[RECORDS SUPPLIED]:
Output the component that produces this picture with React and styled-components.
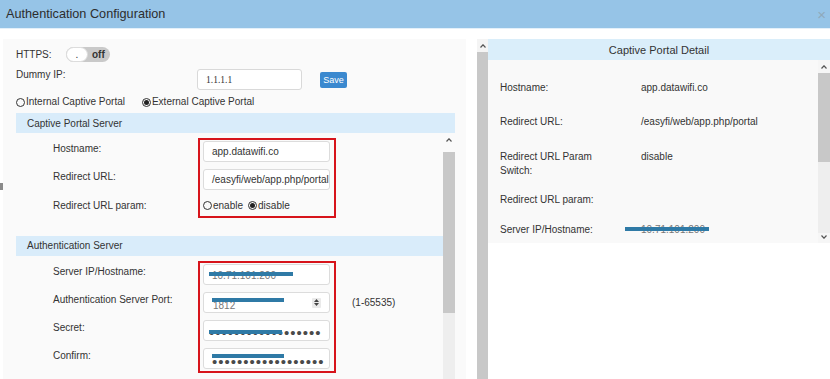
import React from "react";
import styled, { createGlobalStyle } from "styled-components";

const GlobalStyle = createGlobalStyle`
  html, body {
    margin: 0;
    padding: 0;
    background: #fff;
  }
  body {
    font-family: "Liberation Sans", Arial, sans-serif;
    color: #333;
  }
`;

const Modal = styled.div`
  position: relative;
  width: 830px;
  height: 379px;
  overflow: hidden;
  background: #fff;
  display: flex;
  flex-direction: column;
`;

const Header = styled.header`
  height: 28px;
  flex: none;
  background: #96c4e7;
  border-bottom: 1px solid #e3f0fa;
  display: flex;
  align-items: center;
  justify-content: space-between;
  padding: 0 4px 0 6px;
`;

const Title = styled.h1`
  margin: 0;
  font-size: 12.7px;
  font-weight: normal;
  color: #2d2d2d;
`;

const Close = styled.span`
  font-size: 15px;
  line-height: 1;
  color: #8fa9bb;
`;

const Body = styled.div`
  flex: 1;
  min-height: 0;
  display: flex;
  padding: 10px 0 0 3px;
`;

const LeftPanel = styled.section`
  width: 463px;
  flex: none;
  background: #fafafa;
  padding: 8px 11px 0 13px;
  box-sizing: border-box;
  display: flex;
  flex-direction: column;
`;

const TopRow = styled.div`
  display: flex;
  align-items: center;
  margin-top: ${(p) => p.$mt || 0}px;
  height: ${(p) => p.$h}px;
  font-size: 10px;
`;

const TopLabel = styled.span`
  width: ${(p) => p.$w}px;
  flex: none;
  align-self: ${(p) => (p.$top ? "flex-start" : "center")};
  line-height: 12px;
`;

const Toggle = styled.span`
  width: 44px;
  height: 15px;
  border-radius: 8px;
  background: #c9c9c9;
  display: flex;
  align-items: center;
  font-size: 10px;
  font-weight: bold;
  color: #333;
`;

const Knob = styled.span`
  width: 22px;
  height: 15px;
  box-sizing: border-box;
  border: 1px solid #dcdcdc;
  border-radius: 8px;
  background: #fff;
  display: flex;
  justify-content: center;
  align-items: flex-end;
  padding-bottom: 2px;
  line-height: 8px;
  font-weight: normal;
  margin-right: 4px;
`;

const PlainInput = styled.div`
  width: 105px;
  height: 21px;
  box-sizing: border-box;
  border: 1px solid #d9d9d9;
  border-radius: 3px;
  background: #fff;
  padding: 0 8px;
  display: flex;
  align-items: center;
  font-family: "Liberation Serif", "Times New Roman", serif;
  font-size: 9.5px;
  color: #333;
`;

const SaveButton = styled.button`
  margin-left: 18px;
  width: 27px;
  height: 16px;
  padding: 0;
  border: none;
  border-radius: 2px;
  background: #3b89cf;
  color: #fff;
  font-family: inherit;
  font-size: 9px;
`;

const RadioGroup = styled.div`
  display: flex;
  align-items: center;
  gap: ${(p) => p.$gap}px;
  font-size: 10px;
  line-height: 12px;
`;

const RadioItem = styled.span`
  display: inline-flex;
  align-items: center;
`;

const RadioDot = styled.span`
  width: 9px;
  height: 9px;
  box-sizing: border-box;
  border: 1px solid #333;
  border-radius: 50%;
  display: inline-flex;
  align-items: center;
  justify-content: center;
  margin-right: 1px;

  &::after {
    content: "";
    width: 5px;
    height: 5px;
    border-radius: 50%;
    background: ${(p) => (p.$checked ? "#222" : "transparent")};
  }
`;

const SectionHead = styled.div`
  height: 20px;
  flex: none;
  margin-top: ${(p) => p.$mt || 0}px;
  background: #d9ecfa;
  padding-left: 11px;
  display: flex;
  align-items: center;
  font-size: 10px;
  color: #333;
`;

const ScrollArea = styled.div`
  flex: 1;
  min-height: 0;
  display: flex;
  overflow: hidden;
`;

const ScrollContent = styled.div`
  flex: 1;
  padding-top: 8px;
  display: flex;
  flex-direction: column;
`;

const ScrollBar = styled.div`
  width: ${(p) => p.$w || 12}px;
  flex: none;
  display: flex;
  flex-direction: column;
`;

const ArrowBtn = styled.div`
  height: ${(p) => p.$h}px;
  flex: none;
  background: ${(p) => p.$bg || "#f6f6f6"};
  display: flex;
  justify-content: center;
  align-items: ${(p) => (p.$down ? "flex-end" : "flex-start")};
  padding: ${(p) => (p.$down ? "0 0 4px" : "5px 0 0")};
  box-sizing: border-box;
`;

const Thumb = styled.div`
  height: ${(p) => p.$h}px;
  flex: ${(p) => (p.$h ? "none" : "1")};
  background: #c8c8c8;
`;

const Track = styled.div`
  flex: 1;
  background: #eeeeee;
`;

const Group = styled.div`
  display: grid;
  grid-template-columns: 182px 138px auto;
  grid-template-rows: ${(p) => p.$rows};
  row-gap: 7.3px;
  margin-top: ${(p) => p.$mt || 0}px;
`;

const FieldLabel = styled.span`
  grid-column: 1;
  padding-left: 37px;
  font-size: 10px;
  line-height: 12px;
  padding-top: 2px;
  white-space: nowrap;
`;

const Outline = styled.div`
  grid-column: 2;
  grid-row: 1 / -1;
  border: 2px solid #d7141b;
  margin: -3px 0 -4px 0;
  pointer-events: none;
`;

const Field = styled.div`
  grid-column: 2;
  position: relative;
  margin-left: 5px;
  width: 127px;
  height: 21px;
  box-sizing: border-box;
  border: 1px solid #dcdcdc;
  border-radius: 3px;
  background: #fff;
  padding-left: ${(p) => p.$pl || 8}px;
  display: flex;
  align-items: center;
  overflow: hidden;
  white-space: nowrap;
  font-size: 10px;
  color: #333;
`;

const RadioCell = styled.div`
  grid-column: 2;
  margin-left: 5px;
  display: flex;
  align-items: center;
`;

const Dots = styled.span`
  font-size: 15px;
  letter-spacing: 1px;
  color: #4a4a4a;
  padding-top: ${(p) => p.$pt || 4}px;
`;

const Faint = styled.span`
  color: #777;
  padding-top: ${(p) => p.$pt || 0}px;
`;

const Redact = styled.span`
  position: absolute;
  left: ${(p) => p.$l}px;
  top: ${(p) => p.$t}px;
  width: ${(p) => p.$w}px;
  height: 4px;
  background: #2f7aa6;
`;

const Spinner = styled.span`
  position: absolute;
  right: 8px;
  top: 5px;
  width: 9px;
  height: 10px;
  background: #eaeaea;
  border-radius: 1px;
  display: flex;
  flex-direction: column;
  align-items: center;
  justify-content: center;
  gap: 1px;
`;

const Hint = styled.span`
  grid-column: 3;
  margin-left: 16px;
  font-size: 10px;
  align-self: center;
`;

const RightWrap = styled.div`
  flex: 1;
  display: flex;
  margin-left: 11px;
`;

const Detail = styled.section`
  flex: 1;
  display: flex;
  flex-direction: column;
`;

const DetailHead = styled.div`
  height: 21px;
  flex: none;
  background: #daeefa;
  display: flex;
  align-items: center;
  justify-content: center;
  font-size: 11px;
  color: #333;
`;

const DetailBox = styled.div`
  height: 183px;
  flex: none;
  background: #f9f9f9;
  display: flex;
  overflow: hidden;
`;

const DetailRows = styled.div`
  flex: 1;
  padding: 11px 0 0 12px;
`;

const DetailRow = styled.div`
  display: grid;
  grid-template-columns: 120px 1fr;
  column-gap: 21px;
  padding: ${(p) => p.$pt}px 0 ${(p) => p.$pb}px;
  font-size: 10px;
  line-height: 14px;
  color: #333;
`;

const DetailValue = styled.span`
  position: relative;
`;

const Grip = styled.span`
  position: absolute;
  left: 0;
  top: 183px;
  width: 3px;
  height: 7px;
  background: #8a8a8a;
`;

const Caret = ({ down }) => (
  <svg width="6" height="4" viewBox="0 0 6 4">
    <polyline
      points={down ? "0.5,0.5 3,3.2 5.5,0.5" : "0.5,3.5 3,0.8 5.5,3.5"}
      fill="none"
      stroke="#555"
      strokeWidth="1.2"
    />
  </svg>
);

const Radio = ({ checked, children }) => (
  <RadioItem>
    <RadioDot $checked={checked} />
    {children}
  </RadioItem>
);

const details = [
  { label: "Hostname:", value: "app.datawifi.co", pt: 10, pb: 10 },
  { label: "Redirect URL:", value: "/easyfi/web/app.php/portal", pt: 10, pb: 10 },
  { label: "Redirect URL Param Switch:", value: "disable", pt: 11, pb: 7 },
  { label: "Redirect URL param:", value: "", pt: 8, pb: 8 },
  { label: "Server IP/Hostname:", value: "redacted", pt: 8, pb: 8 },
];

const DOTS = "••••••••••••••••••";

const App = () => {
  return (
    <Modal>
      <GlobalStyle />
      <Header>
        <Title>Authentication Configuration</Title>
        <Close>×</Close>
      </Header>
      <Body>
        <LeftPanel>
          <TopRow $h={15}>
            <TopLabel $w={50}>HTTPS:</TopLabel>
            <Toggle>
              <Knob>.</Knob>
              off
            </Toggle>
          </TopRow>
          <TopRow $h={21} $mt={7}>
            <TopLabel $w={181} $top>
              Dummy IP:
            </TopLabel>
            <PlainInput>1.1.1.1</PlainInput>
            <SaveButton>Save</SaveButton>
          </TopRow>
          <TopRow $h={12} $mt={6}>
            <RadioGroup $gap={17}>
              <Radio>Internal Captive Portal</Radio>
              <Radio checked>External Captive Portal</Radio>
            </RadioGroup>
          </TopRow>
          <SectionHead $mt={5}>Captive Portal Server</SectionHead>
          <ScrollArea>
            <ScrollContent>
              <Group $rows="21px 21px 16px">
                <Outline />
                <FieldLabel style={{ gridRow: 1 }}>Hostname:</FieldLabel>
                <Field style={{ gridRow: 1 }}>app.datawifi.co</Field>
                <FieldLabel style={{ gridRow: 2 }}>Redirect URL:</FieldLabel>
                <Field style={{ gridRow: 2 }}>/easyfi/web/app.php/portal</Field>
                <FieldLabel style={{ gridRow: 3 }}>Redirect URL param:</FieldLabel>
                <RadioCell style={{ gridRow: 3 }}>
                  <RadioGroup $gap={5}>
                    <Radio>enable</Radio>
                    <Radio checked>disable</Radio>
                  </RadioGroup>
                </RadioCell>
              </Group>
              <SectionHead $mt={22}>Authentication Server</SectionHead>
              <Group $rows="21px 21px 21px 21px" $mt={8}>
                <Outline />
                <FieldLabel style={{ gridRow: 1 }}>Server IP/Hostname:</FieldLabel>
                <Field style={{ gridRow: 1 }}>
                  <Faint $pt={3}>10.71.101.200</Faint>
                  <Redact $l={5} $t={7} $w={84} />
                </Field>
                <FieldLabel style={{ gridRow: 2 }}>
                  Authentication Server Port:
                </FieldLabel>
                <Field style={{ gridRow: 2 }} $pl={9}>
                  <Faint $pt={6}>1812</Faint>
                  <Redact $l={8} $t={5} $w={72} />
                  <Spinner>
                    <svg width="5" height="3" viewBox="0 0 5 3">
                      <polygon points="0,3 2.5,0 5,3" fill="#444" />
                    </svg>
                    <svg width="5" height="3" viewBox="0 0 5 3">
                      <polygon points="0,0 2.5,3 5,0" fill="#444" />
                    </svg>
                  </Spinner>
                </Field>
                <Hint style={{ gridRow: 2 }}>(1-65535)</Hint>
                <FieldLabel style={{ gridRow: 3 }}>Secret:</FieldLabel>
                <Field style={{ gridRow: 3 }} $pl={5}>
                  <Dots>{DOTS}</Dots>
                  <Redact $l={5} $t={9} $w={73} />
                </Field>
                <FieldLabel style={{ gridRow: 4 }}>Confirm:</FieldLabel>
                <Field style={{ gridRow: 4 }} $pl={8}>
                  <Dots $pt={6}>{DOTS}</Dots>
                  <Redact $l={8} $t={5} $w={72} />
                </Field>
              </Group>
            </ScrollContent>
            <ScrollBar>
              <ArrowBtn $h={19} $bg="#fafafa">
                <Caret />
              </ArrowBtn>
              <Thumb $h={161} />
              <Track />
            </ScrollBar>
          </ScrollArea>
        </LeftPanel>
        <RightWrap>
          <ScrollBar $w={11}>
            <ArrowBtn $h={13} $bg="#f4f4f4">
              <Caret />
            </ArrowBtn>
            <Thumb />
          </ScrollBar>
          <Detail>
            <DetailHead>Captive Portal Detail</DetailHead>
            <DetailBox>
              <DetailRows>
                {details.map((d) => (
                  <DetailRow key={d.label} $pt={d.pt} $pb={d.pb}>
                    <span>{d.label}</span>
                    <DetailValue>
                      {d.value === "redacted" ? (
                        <>
                          <Faint>10.71.101.200</Faint>
                          <Redact $l={-16} $t={4} $w={84} />
                        </>
                      ) : (
                        d.value
                      )}
                    </DetailValue>
                  </DetailRow>
                ))}
              </DetailRows>
              <ScrollBar>
                <ArrowBtn $h={13}>
                  <Caret />
                </ArrowBtn>
                <Thumb $h={89} />
                <Track />
                <ArrowBtn $h={10} $down>
                  <Caret down />
                </ArrowBtn>
              </ScrollBar>
            </DetailBox>
          </Detail>
        </RightWrap>
      </Body>
      <Grip />
    </Modal>
  );
};

export default App;
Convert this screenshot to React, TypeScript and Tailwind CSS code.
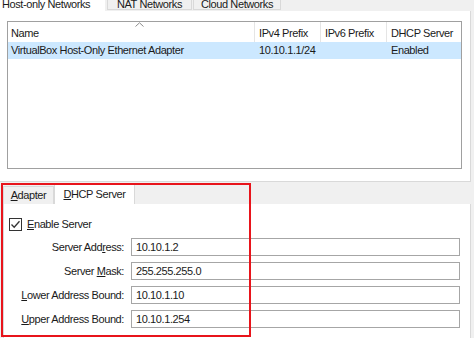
import React from 'react';

const font = { fontFamily: '"Liberation Sans", Arial, sans-serif' };

function Field({ label, hot, value }: { label: string; hot: number; value: string }) {
  return (
    <div className="flex items-center h-[18px]">
      <div className="w-[124px] text-right pr-[4px] text-[11px] text-[#1a1a1a] whitespace-nowrap">
        {label.slice(0, hot)}
        <span className="underline">{label[hot]}</span>
        {label.slice(hot + 1)}
      </div>
      <div className="ml-[3px] w-[329px] h-[18px] border border-[#a6a6a6] bg-white flex items-center pl-[4px] text-[11px] text-[#1a1a1a]">
        {value}
      </div>
    </div>
  );
}

export default function App() {
  return (
    <div className="relative w-[474px] h-[338px] overflow-hidden bg-[#f0f0f0] text-[#1a1a1a] tracking-[-0.4px]" style={font}>
      {/* top tab strip, partially off-screen */}
      <div className="flex h-[12px] -mt-[1px] text-[11px] leading-[11px]">
        <div className="w-[105px] bg-white pl-[2px] z-10">Host-only Networks</div>
        <div className="ml-[2px] w-[85px] h-[11px] bg-[#f0f0f0] border border-t-0 border-[#d9d9d9] text-center">NAT Networks</div>
        <div className="ml-[1px] w-[88px] h-[11px] bg-[#f0f0f0] border border-t-0 border-[#d9d9d9] text-center">Cloud Networks</div>
      </div>

      {/* upper tab page */}
      <div className="w-[471px] h-[171px] bg-white border-r border-b border-[#d9d9d9] pt-[10px] pl-[7px]">
        <div className="w-[455px] h-[148px] border border-[#a0a0a0] text-[11px]">
          <div className="relative flex h-[20px] items-center">
            <div className="w-[246px] pl-[3px] pt-[3px]">Name</div>
            <div className="w-[66px] h-full flex items-center pt-[3px] pl-[4px] border-l border-[#e5e5e5]">IPv4 Prefix</div>
            <div className="w-[66px] h-full flex items-center pt-[3px] pl-[4px] border-l border-[#e5e5e5]">IPv6 Prefix</div>
            <div className="flex-1 h-full flex items-center pt-[3px] pl-[4px] border-l border-[#e5e5e5]">DHCP Server</div>
            <svg className="absolute left-[127px] top-[0px]" width="9" height="5" viewBox="0 0 9 5">
              <path d="M0.5 4.5 L4.5 0.8 L8.5 4.5" fill="none" stroke="#8c8c8c" strokeWidth="1" />
            </svg>
          </div>
          <div className="flex h-[17px] items-center bg-[#cce8ff]">
            <div className="w-[246px] pl-[3px] whitespace-nowrap">VirtualBox Host-Only Ethernet Adapter</div>
            <div className="w-[66px] pl-[5px]">10.10.1.1/24</div>
            <div className="w-[66px] pl-[5px]"></div>
            <div className="flex-1 pl-[5px]">Enabled</div>
          </div>
        </div>
      </div>

      {/* lower tabs */}
      <div className="mt-[2px] ml-[3px] flex h-[20px] text-[11px] items-end">
        <div className="w-[51px] h-[18px] bg-[#f0f0f0] border border-b-0 border-[#d9d9d9] flex items-center justify-center">
          <span><span className="underline">A</span>dapter</span>
        </div>
        <div className="w-[81px] h-[20px] bg-white border border-b-0 border-[#d9d9d9] flex items-center justify-center">
          <span><span className="underline">D</span>HCP Server</span>
        </div>
      </div>

      {/* lower tab page */}
      <div className="ml-[3px] w-[468px] h-[140px] bg-white border-l border-r border-[#d9d9d9] pt-[14px] pl-[5px]">
        <div className="flex items-center gap-[5px] h-[13px] text-[11px]">
          <div className="w-[13px] h-[13px] border border-[#333] bg-white flex items-center justify-center">
            <svg width="11" height="11" viewBox="0 0 11 11">
              <path d="M1.5 5.5 L4.2 8.3 L9.5 2.2" fill="none" stroke="#333" strokeWidth="1.3" />
            </svg>
          </div>
          <span><span className="underline">E</span>nable Server</span>
        </div>
        <div className="mt-[7px] flex flex-col gap-[6px] -ml-[5px]">
          <Field label="Server Address:" hot={10} value="10.10.1.2" />
          <Field label="Server Mask:" hot={7} value="255.255.255.0" />
          <Field label="Lower Address Bound:" hot={0} value="10.10.1.10" />
          <Field label="Upper Address Bound:" hot={0} value="10.10.1.254" />
        </div>
      </div>

      {/* red annotation */}
      <div className="absolute left-[1px] top-[183px] w-[250px] h-[154px] border-[2px] border-[#e8141b] pointer-events-none" />
    </div>
  );
}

[WRITTEN EXERCISE]: Which lines contain the word "components"? Return each of them.

[COMPLETED EXERCISE]:
Output the component that produces this picture with React and styled-components.
import styled, { createGlobalStyle } from "styled-components";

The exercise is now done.